Further, no-one proposes anything nearing exhausting the account. We accept that maintaining a buffer against future (unlikely) significant exchange rate appreciations, and to bolster the Bank’s balance sheet, is appropriate. But we’re talking about a revenue shortfall of R52.4bn and a balance in the GFECRA of R459bn. 

We would need to sell foreign exchange reserves to unlock the funds 

Curiously, Bisseker reports — unchallenged — that Sanlam group economist Arthur Kamp “doesn’t think it’s a good idea to sell foreign exchange reserves to realise GFECRA gains,” giving the impression that this is what would need to be done. Bruce repeats this, saying “The only way to turn it into real money is to sell the dollars you own for rand”. Strangely, Bruce also seems to imply that drawing on the GFECRA constitutes “printing money” — how it requires both selling reserves but also constitutes printing money is somewhat baffling.

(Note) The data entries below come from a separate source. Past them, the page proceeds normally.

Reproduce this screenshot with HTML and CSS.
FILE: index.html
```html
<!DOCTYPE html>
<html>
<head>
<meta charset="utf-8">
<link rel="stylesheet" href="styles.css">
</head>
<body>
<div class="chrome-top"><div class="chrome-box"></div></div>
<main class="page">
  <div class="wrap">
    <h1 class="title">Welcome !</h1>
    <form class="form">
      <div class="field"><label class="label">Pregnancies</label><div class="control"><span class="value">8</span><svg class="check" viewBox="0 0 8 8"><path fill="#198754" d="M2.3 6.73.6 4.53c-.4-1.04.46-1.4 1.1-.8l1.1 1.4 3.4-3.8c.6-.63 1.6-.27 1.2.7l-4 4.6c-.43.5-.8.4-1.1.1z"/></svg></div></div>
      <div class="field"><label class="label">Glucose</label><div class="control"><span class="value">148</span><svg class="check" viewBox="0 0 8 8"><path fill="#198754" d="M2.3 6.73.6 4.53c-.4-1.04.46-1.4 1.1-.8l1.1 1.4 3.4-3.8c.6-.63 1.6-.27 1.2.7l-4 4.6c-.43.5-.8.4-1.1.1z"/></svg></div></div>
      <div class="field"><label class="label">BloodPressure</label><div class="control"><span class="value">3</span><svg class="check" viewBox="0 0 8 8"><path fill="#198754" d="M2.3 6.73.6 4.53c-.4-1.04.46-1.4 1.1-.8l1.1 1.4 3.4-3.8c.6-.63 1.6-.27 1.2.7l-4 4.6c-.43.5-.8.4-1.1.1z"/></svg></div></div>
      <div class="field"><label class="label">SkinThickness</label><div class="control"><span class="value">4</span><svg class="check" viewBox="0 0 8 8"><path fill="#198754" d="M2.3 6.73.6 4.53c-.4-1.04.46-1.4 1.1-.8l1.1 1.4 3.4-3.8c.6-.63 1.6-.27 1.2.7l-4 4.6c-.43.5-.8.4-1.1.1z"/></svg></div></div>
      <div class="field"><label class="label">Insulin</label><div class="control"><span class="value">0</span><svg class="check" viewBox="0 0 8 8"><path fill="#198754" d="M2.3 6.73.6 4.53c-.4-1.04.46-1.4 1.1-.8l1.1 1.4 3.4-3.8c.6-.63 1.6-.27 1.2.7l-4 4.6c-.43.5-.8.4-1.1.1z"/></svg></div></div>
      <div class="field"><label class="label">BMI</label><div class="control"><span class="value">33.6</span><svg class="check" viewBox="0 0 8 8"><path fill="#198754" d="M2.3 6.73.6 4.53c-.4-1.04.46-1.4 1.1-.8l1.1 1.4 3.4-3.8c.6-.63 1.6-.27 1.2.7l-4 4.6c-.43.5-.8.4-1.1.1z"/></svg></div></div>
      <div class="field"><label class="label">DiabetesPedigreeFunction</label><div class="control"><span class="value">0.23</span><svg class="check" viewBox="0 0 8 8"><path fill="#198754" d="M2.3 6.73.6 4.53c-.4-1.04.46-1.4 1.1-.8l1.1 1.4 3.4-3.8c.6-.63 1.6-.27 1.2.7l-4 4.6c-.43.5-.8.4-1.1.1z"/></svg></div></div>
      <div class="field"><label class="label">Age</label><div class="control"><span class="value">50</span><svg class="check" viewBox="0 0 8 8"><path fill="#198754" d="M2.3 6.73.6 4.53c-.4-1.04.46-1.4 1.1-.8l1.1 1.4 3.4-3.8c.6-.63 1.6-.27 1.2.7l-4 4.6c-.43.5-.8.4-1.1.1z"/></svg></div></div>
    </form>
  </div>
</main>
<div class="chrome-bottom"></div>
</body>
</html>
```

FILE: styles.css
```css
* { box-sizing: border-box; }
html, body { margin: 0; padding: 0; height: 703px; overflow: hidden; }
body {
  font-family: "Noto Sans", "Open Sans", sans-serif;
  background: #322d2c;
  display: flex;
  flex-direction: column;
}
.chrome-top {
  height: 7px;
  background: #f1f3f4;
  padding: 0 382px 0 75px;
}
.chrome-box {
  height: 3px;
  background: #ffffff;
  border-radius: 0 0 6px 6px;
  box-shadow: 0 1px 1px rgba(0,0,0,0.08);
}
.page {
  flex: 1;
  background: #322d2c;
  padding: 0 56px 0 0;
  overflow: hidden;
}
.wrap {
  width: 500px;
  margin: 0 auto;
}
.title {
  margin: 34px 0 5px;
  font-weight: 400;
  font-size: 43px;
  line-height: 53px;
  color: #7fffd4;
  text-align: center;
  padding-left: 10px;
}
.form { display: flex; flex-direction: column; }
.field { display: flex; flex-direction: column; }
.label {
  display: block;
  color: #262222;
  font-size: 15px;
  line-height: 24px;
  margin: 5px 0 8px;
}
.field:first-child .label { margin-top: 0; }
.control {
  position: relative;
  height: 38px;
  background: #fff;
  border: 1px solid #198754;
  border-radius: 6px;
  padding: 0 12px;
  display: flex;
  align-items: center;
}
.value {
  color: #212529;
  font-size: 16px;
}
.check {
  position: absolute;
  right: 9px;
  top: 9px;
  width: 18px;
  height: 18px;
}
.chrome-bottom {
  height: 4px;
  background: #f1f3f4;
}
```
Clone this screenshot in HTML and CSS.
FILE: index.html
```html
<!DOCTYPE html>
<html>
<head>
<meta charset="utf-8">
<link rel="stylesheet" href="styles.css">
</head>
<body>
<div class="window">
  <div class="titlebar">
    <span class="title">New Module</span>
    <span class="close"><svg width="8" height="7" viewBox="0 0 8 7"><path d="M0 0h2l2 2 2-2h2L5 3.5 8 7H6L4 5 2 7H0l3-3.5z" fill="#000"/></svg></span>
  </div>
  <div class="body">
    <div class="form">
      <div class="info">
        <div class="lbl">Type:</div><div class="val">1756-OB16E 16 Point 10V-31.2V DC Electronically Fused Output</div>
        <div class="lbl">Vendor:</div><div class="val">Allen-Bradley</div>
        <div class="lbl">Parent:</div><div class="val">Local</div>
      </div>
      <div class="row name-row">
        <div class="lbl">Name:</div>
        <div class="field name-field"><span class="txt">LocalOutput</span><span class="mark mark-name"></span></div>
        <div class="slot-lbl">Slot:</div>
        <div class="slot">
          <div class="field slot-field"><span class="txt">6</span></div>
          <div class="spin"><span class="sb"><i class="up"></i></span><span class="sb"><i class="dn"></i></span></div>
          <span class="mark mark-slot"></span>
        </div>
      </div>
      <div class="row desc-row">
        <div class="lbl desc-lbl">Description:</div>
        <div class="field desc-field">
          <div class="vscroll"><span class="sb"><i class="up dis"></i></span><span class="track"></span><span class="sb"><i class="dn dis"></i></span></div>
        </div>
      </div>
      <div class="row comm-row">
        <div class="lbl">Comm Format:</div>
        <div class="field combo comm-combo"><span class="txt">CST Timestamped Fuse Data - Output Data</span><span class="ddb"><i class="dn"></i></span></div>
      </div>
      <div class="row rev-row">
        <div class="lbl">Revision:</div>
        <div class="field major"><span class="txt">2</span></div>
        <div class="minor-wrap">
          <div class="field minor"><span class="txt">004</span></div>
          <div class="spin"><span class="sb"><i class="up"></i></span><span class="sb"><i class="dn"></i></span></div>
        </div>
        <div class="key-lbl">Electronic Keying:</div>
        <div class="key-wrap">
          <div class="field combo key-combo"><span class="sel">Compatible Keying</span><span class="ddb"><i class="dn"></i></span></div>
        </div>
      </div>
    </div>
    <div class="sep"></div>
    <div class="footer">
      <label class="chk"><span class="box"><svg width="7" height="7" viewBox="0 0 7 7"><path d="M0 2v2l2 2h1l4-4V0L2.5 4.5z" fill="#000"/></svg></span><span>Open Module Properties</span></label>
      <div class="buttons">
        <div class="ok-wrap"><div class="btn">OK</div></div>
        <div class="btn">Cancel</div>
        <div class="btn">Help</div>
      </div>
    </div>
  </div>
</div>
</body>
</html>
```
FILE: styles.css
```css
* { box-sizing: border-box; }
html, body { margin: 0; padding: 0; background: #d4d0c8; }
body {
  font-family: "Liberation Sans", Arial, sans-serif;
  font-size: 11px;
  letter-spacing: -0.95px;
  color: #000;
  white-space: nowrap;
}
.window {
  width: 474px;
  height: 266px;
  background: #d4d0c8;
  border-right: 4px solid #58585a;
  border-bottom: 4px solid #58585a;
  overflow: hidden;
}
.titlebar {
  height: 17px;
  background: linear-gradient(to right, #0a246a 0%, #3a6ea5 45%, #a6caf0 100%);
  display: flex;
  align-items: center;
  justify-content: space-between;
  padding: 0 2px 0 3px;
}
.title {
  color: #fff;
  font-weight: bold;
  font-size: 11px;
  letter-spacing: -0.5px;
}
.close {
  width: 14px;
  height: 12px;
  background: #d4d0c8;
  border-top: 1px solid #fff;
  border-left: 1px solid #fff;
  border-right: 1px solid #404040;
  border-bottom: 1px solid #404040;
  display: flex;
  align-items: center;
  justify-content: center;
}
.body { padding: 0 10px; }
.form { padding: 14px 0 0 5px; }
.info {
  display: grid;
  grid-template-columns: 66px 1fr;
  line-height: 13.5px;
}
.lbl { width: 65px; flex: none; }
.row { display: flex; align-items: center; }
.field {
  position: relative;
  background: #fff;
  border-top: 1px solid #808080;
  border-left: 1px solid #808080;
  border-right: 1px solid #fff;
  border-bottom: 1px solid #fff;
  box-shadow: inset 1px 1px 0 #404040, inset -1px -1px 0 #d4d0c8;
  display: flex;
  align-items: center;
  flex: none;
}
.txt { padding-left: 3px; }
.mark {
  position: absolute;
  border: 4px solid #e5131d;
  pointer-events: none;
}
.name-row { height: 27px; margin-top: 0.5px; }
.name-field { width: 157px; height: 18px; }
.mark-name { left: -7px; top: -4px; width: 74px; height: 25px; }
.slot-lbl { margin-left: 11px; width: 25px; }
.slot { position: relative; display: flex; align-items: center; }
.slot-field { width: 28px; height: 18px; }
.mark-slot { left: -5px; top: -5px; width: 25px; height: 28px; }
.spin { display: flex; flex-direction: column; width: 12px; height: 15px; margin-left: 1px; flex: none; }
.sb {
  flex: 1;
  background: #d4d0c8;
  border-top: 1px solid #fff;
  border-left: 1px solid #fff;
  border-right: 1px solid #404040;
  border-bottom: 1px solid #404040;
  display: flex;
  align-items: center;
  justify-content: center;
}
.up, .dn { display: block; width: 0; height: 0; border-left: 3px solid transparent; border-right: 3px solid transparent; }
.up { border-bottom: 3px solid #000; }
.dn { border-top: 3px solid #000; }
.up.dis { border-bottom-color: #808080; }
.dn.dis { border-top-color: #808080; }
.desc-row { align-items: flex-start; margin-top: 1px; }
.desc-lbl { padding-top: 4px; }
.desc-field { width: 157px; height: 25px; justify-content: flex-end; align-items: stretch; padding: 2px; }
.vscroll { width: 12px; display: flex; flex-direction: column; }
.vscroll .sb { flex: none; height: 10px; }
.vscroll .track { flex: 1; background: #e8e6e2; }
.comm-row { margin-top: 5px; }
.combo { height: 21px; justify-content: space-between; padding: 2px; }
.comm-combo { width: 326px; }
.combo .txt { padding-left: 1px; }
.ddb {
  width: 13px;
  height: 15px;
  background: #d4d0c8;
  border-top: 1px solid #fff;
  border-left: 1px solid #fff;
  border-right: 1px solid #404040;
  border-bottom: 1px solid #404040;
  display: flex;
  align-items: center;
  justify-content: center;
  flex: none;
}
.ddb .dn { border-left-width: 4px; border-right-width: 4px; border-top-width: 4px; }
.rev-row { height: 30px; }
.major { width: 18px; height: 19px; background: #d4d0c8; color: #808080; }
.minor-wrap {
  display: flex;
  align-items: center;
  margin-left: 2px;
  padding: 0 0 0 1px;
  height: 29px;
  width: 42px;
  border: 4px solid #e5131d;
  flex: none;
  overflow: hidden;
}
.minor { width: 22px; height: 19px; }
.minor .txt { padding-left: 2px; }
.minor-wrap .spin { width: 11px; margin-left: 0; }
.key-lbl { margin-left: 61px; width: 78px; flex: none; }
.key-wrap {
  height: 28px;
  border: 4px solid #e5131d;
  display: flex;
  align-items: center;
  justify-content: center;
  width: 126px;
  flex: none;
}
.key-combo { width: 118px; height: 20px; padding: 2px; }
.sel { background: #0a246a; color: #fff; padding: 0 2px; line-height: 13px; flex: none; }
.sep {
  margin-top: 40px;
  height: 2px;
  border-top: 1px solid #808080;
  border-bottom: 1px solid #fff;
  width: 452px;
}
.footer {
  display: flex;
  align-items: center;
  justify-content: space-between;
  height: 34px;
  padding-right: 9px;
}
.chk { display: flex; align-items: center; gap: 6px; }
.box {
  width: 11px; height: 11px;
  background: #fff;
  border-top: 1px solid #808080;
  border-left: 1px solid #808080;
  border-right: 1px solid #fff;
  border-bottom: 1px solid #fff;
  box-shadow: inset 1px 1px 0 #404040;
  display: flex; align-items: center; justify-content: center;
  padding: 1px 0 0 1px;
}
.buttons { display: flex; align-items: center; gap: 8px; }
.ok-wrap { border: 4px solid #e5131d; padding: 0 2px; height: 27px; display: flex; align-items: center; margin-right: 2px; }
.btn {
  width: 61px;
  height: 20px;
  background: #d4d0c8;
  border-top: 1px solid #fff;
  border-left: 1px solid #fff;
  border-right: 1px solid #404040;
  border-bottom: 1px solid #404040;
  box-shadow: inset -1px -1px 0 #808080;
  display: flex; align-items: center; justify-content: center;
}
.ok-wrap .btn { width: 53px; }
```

However, Cassim, Lijane and Montalto show why selling reserves is not necessary to unlock the funds. Essentially, the necessary liquidity could be accessed in a range of other ways open to the Bank (“The Reserve Bank has a tempting pot of money”, October 25). 

The law prevents government drawing on the GFECRA 

A number of commentators have implied that drawing on the GFECRA requires amending the law governing the Reserve Bank, or would represent some form of over-reach by National Treasury. Bisseker and Montalto have been most explicit in this regard (“Is there a R459bn pot of gold at the end of South Africa’s rainbow?", October 19). However, this interpretation of the legal framework appears not to follow from the law itself.

By contrast, the Reserve Bank Act reads fairly straightforwardly, setting out that profits from the account can be used by government. The GFECRA is established in Section 28 of the Act and collects funds from gold price movements (the Gold Price Adjustment Account — Section 25), and foreign exchange movements directly, and via contracts (the Foreign Exchange Adjustment Account and Foreign Exchange Contracts Adjustment Account — Section 26 and 27 respectively). Sections 25, 26, and 27 all state clearly that loss or profit from these accounts shall be for government. 

The GFECRA itself is “managed by the Bank on behalf of the Treasury” and Section 28 is worth quoting at length: " (2) (a) Any credit balance on the Gold and Foreign Exchange Contingency Reserve Account shall accrue to the government as a profit and shall be for the benefit of the State Revenue Fund. (b) Any profit referred to in paragraph (a) shall be carried forward in the Gold and Foreign Exchange Contingency Reserve Account, but any such profit, or any part thereof, may, at such times as the Treasury and the Bank may deem desirable, be credited to the State Revenue Fund. 

" (3) (a) Any debit balance on the Gold and Foreign Exchange Contingency Reserve Account shall be a loss for the government and shall be a charge against the State Revenue Fund. (b) Any loss referred to in paragraph (a) shall be carried forward in the Gold and Foreign Exchange Contingency Reserve Account until the Treasury and the Bank deem it desirable to settle the outstanding balance. (c) Any loss referred to in paragraph (a) shall be defrayed from money appropriated by parliament for such purpose.”

Section 2(b) is clear — the profit may be credited to the state. Section 3(c) is equally clear — losses shall be covered by government through funds appropriated by parliament. The latter was done without fuss in 2002/3 via the Gold and Foreign Exchange Contingency Reserve Account Defrayal Act of 2003, and the National Treasury paid R28bn into the account over four years. If credible legal opinions exist that show the legal process is more complex than the National Treasury insisting on receiving funds that belong to it, then those should be shared.

That drawing on reserves to balance budget deficits is an unsustainable strategy or a slippery slope 

As a portion of the funds could be accessed without imperilling the Bank’s balance sheet or requiring difficult legal processes, the real issue is therefore neither technical nor legal but political. Montalto, to his credit, acknowledges this, and Bruce makes a similar point, but the logic is inherently anti-democratic. 

Essentially, the argument goes that because politicians can’t be trusted to spend the funds wisely, the National Treasury and Reserve Bank should conspire to keep these funds out of the hands of their colleagues. Whatever we think of government’s current spending habits — and the IEJ has been unequivocal that wasteful spending is occurring and must stop — to support the position that we wish to deny government funds that belong to it to force its hand to implement austerity is profoundly cynical.

The IEJ, and the open letter, do not present the GFECRA as a silver bullet to SA’s deep economic and social crises. For this, both advance a broader set of reforms and the need for economic expansion. However, this is perfectly compatible with the prudent use of government funds, including drawing from the GFECRA credit. Indeed, carefully deploying public funds is essential to achieving the economic growth we seem to all agree is essential.   

The IEJ, open letter signatories and all the commentators mentioned here seem to agree on the fact that to achieve sustainable debt growth is necessary, the cost of borrowing is too high, and a review of spending is needed. These views should not, however, be advanced in seeming opposition to, in Bisseker’s words, “fanciful solutions” (that is, drawing on the GFECRA) that “provide only a temporary distraction” or, in Bruce’s terms, “a free lunch”. 

Caricaturing those who propose using the GFECRA as part of a comprehensive strategy in this way is a poetic sleight of hand, meant not to foster public debate but to discredit positions that are at odds with those of the National Treasury.

• Dr Isaacs is executive director at the Institute For Economic Justice.